───── Provided records

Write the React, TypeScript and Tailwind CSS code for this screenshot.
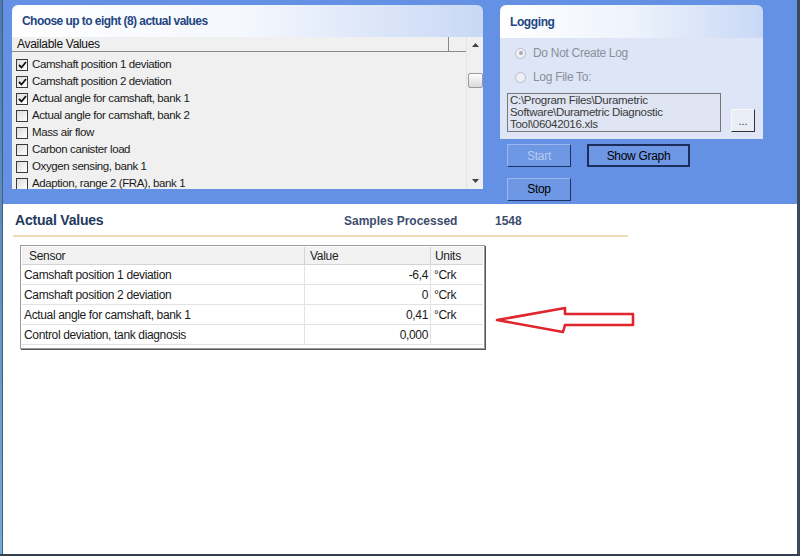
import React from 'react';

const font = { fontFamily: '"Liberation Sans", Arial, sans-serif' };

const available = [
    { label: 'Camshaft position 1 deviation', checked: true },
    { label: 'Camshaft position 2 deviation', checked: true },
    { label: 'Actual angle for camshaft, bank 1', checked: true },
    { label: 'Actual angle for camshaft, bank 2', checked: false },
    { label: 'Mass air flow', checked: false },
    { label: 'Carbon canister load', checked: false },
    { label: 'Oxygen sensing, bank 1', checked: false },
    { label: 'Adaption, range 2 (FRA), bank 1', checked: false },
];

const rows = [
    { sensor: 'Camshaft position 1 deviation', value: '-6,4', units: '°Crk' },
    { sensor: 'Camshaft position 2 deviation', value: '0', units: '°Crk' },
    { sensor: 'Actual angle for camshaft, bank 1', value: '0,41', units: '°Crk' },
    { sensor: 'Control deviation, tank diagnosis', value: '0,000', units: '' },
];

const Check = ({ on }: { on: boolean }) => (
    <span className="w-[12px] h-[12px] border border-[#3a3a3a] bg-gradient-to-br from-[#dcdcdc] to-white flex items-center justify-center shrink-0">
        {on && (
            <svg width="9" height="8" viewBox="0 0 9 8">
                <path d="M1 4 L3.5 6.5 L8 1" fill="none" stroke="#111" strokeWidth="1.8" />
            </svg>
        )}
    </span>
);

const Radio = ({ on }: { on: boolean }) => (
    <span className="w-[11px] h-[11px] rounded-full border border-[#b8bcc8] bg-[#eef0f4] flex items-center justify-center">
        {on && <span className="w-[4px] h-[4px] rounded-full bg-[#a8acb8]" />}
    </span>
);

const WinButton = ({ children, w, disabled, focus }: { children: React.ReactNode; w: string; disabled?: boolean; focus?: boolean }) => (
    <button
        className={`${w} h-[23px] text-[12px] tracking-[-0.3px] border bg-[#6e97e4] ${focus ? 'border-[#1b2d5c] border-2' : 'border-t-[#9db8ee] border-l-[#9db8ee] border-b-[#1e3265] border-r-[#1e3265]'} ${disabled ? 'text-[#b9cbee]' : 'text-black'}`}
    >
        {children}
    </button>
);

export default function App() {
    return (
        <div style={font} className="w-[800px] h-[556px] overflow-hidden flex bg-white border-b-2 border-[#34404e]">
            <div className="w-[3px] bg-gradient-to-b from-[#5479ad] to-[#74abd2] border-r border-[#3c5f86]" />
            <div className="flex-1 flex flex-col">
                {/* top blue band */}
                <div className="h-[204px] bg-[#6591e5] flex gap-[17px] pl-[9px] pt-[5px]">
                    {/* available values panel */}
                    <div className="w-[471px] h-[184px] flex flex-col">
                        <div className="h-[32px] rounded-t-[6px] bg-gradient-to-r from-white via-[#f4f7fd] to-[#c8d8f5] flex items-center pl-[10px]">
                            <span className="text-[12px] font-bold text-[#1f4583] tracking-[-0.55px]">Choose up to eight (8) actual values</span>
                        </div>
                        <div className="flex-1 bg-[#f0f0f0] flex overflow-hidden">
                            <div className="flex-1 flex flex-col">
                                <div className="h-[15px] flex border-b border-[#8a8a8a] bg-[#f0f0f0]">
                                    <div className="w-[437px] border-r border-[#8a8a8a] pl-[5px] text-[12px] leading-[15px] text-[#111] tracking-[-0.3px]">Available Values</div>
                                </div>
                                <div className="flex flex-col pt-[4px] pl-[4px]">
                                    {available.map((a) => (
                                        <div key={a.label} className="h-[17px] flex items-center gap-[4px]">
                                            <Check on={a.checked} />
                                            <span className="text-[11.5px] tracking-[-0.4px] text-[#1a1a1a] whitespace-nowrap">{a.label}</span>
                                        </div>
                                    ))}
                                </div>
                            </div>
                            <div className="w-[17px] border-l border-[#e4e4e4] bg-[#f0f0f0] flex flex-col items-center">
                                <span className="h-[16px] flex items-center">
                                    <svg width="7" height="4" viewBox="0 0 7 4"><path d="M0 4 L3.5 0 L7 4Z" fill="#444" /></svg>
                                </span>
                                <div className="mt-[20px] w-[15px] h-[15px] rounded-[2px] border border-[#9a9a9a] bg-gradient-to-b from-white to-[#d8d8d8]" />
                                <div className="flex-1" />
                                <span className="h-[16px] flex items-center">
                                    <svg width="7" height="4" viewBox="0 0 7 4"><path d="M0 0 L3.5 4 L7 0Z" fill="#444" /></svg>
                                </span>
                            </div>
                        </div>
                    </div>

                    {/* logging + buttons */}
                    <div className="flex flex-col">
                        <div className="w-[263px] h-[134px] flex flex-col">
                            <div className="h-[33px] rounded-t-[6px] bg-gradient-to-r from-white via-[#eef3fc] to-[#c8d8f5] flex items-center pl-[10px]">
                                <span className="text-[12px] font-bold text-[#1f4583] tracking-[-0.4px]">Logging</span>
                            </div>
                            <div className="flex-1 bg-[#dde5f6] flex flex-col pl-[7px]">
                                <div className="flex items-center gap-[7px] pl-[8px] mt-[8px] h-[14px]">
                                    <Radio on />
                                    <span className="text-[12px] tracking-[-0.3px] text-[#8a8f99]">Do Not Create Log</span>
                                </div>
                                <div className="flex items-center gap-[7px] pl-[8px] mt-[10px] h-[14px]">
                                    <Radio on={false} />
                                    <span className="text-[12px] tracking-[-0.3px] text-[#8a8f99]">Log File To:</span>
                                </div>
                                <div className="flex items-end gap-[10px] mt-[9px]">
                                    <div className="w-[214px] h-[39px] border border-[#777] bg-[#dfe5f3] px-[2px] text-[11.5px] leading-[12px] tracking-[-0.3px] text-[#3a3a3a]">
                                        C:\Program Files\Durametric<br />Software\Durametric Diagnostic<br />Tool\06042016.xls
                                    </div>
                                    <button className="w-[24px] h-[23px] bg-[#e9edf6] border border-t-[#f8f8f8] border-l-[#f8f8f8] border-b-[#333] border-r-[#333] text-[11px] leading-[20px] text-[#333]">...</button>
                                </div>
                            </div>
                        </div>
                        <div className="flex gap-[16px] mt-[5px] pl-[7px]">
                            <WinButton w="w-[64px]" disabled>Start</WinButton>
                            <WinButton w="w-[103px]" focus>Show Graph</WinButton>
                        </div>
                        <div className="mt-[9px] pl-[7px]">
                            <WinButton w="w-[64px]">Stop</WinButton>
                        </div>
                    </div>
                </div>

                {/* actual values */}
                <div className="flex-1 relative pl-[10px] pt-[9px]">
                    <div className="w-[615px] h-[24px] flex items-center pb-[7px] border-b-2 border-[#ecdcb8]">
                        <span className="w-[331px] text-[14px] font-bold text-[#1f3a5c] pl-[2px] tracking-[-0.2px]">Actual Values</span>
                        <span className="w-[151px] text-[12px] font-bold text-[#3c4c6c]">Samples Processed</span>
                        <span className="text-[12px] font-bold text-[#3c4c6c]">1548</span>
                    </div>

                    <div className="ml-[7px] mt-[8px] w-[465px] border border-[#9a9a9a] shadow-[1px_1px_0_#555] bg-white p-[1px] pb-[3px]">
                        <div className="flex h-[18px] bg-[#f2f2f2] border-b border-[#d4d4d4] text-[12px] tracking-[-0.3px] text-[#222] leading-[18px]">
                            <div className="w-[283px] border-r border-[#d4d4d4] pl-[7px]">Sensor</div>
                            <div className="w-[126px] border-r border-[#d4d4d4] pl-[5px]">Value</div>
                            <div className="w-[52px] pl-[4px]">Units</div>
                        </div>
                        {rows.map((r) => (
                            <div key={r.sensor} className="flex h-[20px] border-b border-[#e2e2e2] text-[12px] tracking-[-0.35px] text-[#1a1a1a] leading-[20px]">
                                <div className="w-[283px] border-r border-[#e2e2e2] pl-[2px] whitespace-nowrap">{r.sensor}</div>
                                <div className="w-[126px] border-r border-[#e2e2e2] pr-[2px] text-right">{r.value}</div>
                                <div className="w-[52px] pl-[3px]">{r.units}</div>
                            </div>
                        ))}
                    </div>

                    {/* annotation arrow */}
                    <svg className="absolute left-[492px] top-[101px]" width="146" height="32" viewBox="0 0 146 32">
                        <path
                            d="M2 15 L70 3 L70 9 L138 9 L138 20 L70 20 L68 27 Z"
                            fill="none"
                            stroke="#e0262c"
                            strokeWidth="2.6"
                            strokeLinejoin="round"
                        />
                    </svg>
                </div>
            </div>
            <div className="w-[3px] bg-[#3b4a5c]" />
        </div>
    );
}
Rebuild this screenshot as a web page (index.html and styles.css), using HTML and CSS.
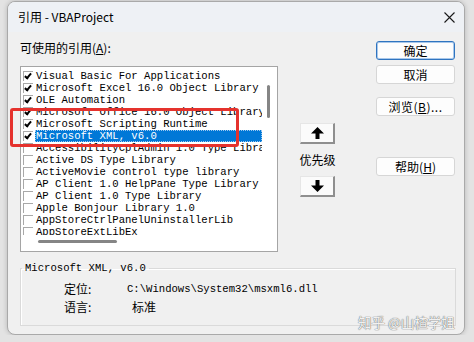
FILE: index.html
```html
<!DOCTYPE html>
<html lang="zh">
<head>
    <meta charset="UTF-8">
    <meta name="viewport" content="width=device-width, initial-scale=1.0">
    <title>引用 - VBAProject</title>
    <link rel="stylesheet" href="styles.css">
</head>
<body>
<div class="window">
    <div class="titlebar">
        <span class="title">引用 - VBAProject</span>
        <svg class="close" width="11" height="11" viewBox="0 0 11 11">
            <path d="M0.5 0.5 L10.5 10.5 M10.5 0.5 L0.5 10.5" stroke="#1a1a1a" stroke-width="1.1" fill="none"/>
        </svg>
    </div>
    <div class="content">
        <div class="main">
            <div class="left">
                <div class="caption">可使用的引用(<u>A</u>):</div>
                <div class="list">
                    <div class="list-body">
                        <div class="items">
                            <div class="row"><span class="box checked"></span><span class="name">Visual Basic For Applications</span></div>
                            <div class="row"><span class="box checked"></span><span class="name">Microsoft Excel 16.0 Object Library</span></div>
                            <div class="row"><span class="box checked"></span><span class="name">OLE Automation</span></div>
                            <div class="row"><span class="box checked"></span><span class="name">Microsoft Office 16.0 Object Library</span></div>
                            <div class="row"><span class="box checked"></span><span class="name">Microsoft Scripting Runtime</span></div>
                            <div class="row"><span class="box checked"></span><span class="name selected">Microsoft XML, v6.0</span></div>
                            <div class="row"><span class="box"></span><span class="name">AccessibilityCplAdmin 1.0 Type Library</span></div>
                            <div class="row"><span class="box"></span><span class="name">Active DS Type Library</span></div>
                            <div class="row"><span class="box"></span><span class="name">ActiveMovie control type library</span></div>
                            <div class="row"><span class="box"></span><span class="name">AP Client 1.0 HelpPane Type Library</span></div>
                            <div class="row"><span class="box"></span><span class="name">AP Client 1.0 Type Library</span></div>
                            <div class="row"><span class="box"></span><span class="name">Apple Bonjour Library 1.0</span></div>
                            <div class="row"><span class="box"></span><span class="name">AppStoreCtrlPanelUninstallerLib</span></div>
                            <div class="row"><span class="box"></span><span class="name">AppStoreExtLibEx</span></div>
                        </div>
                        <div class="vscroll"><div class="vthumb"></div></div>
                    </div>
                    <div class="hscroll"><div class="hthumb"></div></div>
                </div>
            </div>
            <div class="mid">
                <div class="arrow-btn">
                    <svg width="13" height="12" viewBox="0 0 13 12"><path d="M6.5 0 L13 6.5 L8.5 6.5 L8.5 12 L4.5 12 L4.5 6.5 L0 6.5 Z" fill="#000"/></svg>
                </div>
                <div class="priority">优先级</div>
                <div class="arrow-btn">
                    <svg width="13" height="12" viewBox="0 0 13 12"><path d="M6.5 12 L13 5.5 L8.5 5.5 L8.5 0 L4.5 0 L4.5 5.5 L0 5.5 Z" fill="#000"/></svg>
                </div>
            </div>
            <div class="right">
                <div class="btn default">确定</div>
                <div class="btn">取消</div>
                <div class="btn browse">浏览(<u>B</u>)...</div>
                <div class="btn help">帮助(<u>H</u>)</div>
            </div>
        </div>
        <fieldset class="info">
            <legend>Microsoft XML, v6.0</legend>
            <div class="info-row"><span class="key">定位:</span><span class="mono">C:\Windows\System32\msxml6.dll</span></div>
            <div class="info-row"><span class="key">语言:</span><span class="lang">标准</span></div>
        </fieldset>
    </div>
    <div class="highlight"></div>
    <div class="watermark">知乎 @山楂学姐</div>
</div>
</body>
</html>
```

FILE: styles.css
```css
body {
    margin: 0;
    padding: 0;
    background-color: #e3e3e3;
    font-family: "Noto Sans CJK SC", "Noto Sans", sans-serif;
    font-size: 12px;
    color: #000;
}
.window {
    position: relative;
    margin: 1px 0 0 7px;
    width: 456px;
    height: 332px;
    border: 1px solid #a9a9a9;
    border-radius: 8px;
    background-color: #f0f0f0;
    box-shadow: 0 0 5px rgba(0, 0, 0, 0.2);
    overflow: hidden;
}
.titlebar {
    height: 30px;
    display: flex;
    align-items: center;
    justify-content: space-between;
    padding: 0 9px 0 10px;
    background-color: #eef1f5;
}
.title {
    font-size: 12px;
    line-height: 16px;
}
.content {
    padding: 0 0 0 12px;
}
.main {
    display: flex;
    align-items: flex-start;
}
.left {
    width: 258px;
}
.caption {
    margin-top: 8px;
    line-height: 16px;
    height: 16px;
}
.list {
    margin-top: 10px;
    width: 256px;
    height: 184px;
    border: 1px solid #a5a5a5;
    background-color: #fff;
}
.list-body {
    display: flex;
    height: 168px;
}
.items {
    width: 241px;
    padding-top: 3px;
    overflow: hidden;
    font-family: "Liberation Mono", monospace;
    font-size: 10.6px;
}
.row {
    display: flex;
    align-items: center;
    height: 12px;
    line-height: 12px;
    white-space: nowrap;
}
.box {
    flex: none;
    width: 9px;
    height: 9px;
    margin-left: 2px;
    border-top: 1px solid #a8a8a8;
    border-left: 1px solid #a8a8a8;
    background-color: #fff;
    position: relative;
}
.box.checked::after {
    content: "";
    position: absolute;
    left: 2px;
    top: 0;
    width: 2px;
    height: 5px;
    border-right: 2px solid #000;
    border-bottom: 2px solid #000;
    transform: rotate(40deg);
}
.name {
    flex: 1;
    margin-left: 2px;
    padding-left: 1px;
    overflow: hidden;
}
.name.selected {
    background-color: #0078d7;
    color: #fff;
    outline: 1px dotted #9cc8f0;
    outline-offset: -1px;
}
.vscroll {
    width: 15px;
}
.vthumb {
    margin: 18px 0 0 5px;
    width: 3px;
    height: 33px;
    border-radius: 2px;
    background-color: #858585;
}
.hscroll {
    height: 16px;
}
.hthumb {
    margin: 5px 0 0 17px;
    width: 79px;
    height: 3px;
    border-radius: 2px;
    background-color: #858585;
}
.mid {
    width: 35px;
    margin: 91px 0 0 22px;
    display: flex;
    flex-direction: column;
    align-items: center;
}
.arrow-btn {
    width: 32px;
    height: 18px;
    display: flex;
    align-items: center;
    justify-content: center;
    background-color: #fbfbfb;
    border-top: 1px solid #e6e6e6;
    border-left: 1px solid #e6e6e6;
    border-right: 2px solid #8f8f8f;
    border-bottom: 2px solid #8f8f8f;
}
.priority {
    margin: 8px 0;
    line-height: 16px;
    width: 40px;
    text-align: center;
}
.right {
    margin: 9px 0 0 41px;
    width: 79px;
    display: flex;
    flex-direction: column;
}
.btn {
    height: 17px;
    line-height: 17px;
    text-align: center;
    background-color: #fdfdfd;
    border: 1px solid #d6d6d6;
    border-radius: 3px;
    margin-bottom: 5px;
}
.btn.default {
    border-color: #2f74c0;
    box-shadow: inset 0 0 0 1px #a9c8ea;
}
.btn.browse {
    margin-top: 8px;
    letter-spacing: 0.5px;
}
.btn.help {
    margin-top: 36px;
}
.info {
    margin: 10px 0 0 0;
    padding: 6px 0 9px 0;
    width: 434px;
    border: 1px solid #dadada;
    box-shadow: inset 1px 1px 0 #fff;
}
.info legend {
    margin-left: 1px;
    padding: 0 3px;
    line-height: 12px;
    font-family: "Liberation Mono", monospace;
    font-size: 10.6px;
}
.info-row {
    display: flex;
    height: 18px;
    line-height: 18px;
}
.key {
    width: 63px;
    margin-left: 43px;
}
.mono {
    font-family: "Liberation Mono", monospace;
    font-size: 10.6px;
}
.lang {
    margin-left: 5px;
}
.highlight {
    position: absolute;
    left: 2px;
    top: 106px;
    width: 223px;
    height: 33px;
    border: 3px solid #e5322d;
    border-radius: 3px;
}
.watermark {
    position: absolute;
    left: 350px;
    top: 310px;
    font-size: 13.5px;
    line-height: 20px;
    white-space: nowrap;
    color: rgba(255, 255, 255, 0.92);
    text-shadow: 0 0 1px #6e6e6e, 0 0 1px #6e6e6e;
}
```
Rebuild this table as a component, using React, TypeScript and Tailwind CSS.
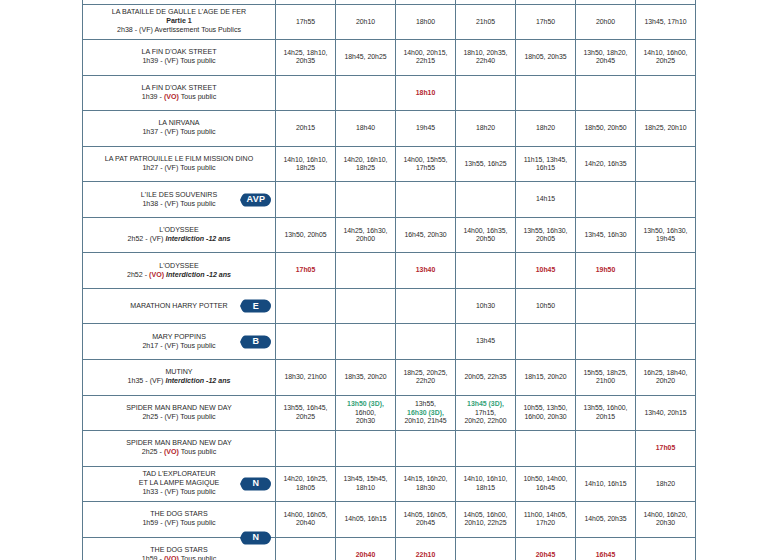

──────────

Challenge:
For each line of the listing that holds the word "TypeScript", show that line.

Task result:
Write the React, TypeScript and Tailwind CSS code for this screenshot.
Rebuild this table as a component, using React, TypeScript and Tailwind CSS.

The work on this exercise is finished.